▸ **TASK**:
Extract each line of the material that follows exactly and omit its pictures.

▸ **DATA BLOCK**:
──────────
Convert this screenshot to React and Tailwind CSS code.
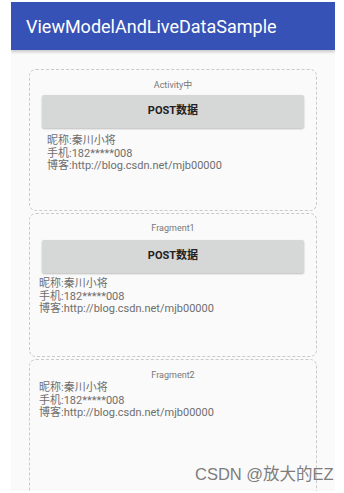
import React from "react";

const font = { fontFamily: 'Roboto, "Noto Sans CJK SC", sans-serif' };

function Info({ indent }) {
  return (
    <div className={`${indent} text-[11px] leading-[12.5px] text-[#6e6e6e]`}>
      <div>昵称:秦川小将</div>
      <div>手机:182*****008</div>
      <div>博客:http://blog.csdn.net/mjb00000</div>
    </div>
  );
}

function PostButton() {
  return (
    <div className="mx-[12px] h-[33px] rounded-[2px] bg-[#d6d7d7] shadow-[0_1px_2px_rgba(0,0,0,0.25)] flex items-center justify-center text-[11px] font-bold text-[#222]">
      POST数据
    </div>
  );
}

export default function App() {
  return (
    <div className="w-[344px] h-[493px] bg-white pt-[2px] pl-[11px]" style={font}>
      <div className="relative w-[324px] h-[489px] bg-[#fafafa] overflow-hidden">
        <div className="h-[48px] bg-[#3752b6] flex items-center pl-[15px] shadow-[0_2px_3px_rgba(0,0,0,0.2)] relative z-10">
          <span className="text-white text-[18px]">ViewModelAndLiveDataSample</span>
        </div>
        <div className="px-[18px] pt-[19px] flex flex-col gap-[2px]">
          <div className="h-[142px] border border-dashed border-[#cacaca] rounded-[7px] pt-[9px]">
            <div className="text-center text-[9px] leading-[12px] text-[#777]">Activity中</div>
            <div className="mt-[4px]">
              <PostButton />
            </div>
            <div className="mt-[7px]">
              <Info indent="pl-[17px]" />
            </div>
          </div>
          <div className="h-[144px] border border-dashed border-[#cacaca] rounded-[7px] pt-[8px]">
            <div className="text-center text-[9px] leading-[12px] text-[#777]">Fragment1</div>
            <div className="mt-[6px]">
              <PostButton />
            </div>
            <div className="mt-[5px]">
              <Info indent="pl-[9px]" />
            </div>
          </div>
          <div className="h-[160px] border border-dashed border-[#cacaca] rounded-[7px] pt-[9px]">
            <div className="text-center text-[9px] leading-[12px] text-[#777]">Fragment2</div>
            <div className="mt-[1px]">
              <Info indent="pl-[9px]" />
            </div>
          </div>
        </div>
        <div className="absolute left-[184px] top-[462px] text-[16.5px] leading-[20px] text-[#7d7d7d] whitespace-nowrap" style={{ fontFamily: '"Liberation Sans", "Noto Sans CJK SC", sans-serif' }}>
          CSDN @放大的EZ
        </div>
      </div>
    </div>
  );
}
──────────
▸ **TASK SOLUTION**:
Convert this screenshot to React and Tailwind CSS code.
import React from "react";

const font = { fontFamily: 'Roboto, "Noto Sans CJK SC", sans-serif' };

function Info({ indent }) {
  return (
    <div className={`${indent} text-[11px] leading-[12.5px] text-[#6e6e6e]`}>
      <div>昵称:秦川小将</div>
      <div>手机:182*****008</div>
      <div>博客:http://blog.csdn.net/mjb00000</div>
    </div>
  );
}

function PostButton() {
  return (
    <div className="mx-[12px] h-[33px] rounded-[2px] bg-[#d6d7d7] shadow-[0_1px_2px_rgba(0,0,0,0.25)] flex items-center justify-center text-[11px] font-bold text-[#222]">
      POST数据
    </div>
  );
}

export default function App() {
  return (
    <div className="w-[344px] h-[493px] bg-white pt-[2px] pl-[11px]" style={font}>
      <div className="relative w-[324px] h-[489px] bg-[#fafafa] overflow-hidden">
        <div className="h-[48px] bg-[#3752b6] flex items-center pl-[15px] shadow-[0_2px_3px_rgba(0,0,0,0.2)] relative z-10">
          <span className="text-white text-[18px]">ViewModelAndLiveDataSample</span>
        </div>
        <div className="px-[18px] pt-[19px] flex flex-col gap-[2px]">
          <div className="h-[142px] border border-dashed border-[#cacaca] rounded-[7px] pt-[9px]">
            <div className="text-center text-[9px] leading-[12px] text-[#777]">Activity中</div>
            <div className="mt-[4px]">
              <PostButton />
            </div>
            <div className="mt-[7px]">
              <Info indent="pl-[17px]" />
            </div>
          </div>
          <div className="h-[144px] border border-dashed border-[#cacaca] rounded-[7px] pt-[8px]">
            <div className="text-center text-[9px] leading-[12px] text-[#777]">Fragment1</div>
            <div className="mt-[6px]">
              <PostButton />
            </div>
            <div className="mt-[5px]">
              <Info indent="pl-[9px]" />
            </div>
          </div>
          <div className="h-[160px] border border-dashed border-[#cacaca] rounded-[7px] pt-[9px]">
            <div className="text-center text-[9px] leading-[12px] text-[#777]">Fragment2</div>
            <div className="mt-[1px]">
              <Info indent="pl-[9px]" />
            </div>
          </div>
        </div>
        <div className="absolute left-[184px] top-[462px] text-[16.5px] leading-[20px] text-[#7d7d7d] whitespace-nowrap" style={{ fontFamily: '"Liberation Sans", "Noto Sans CJK SC", sans-serif' }}>
          CSDN @放大的EZ
        </div>
      </div>
    </div>
  );
}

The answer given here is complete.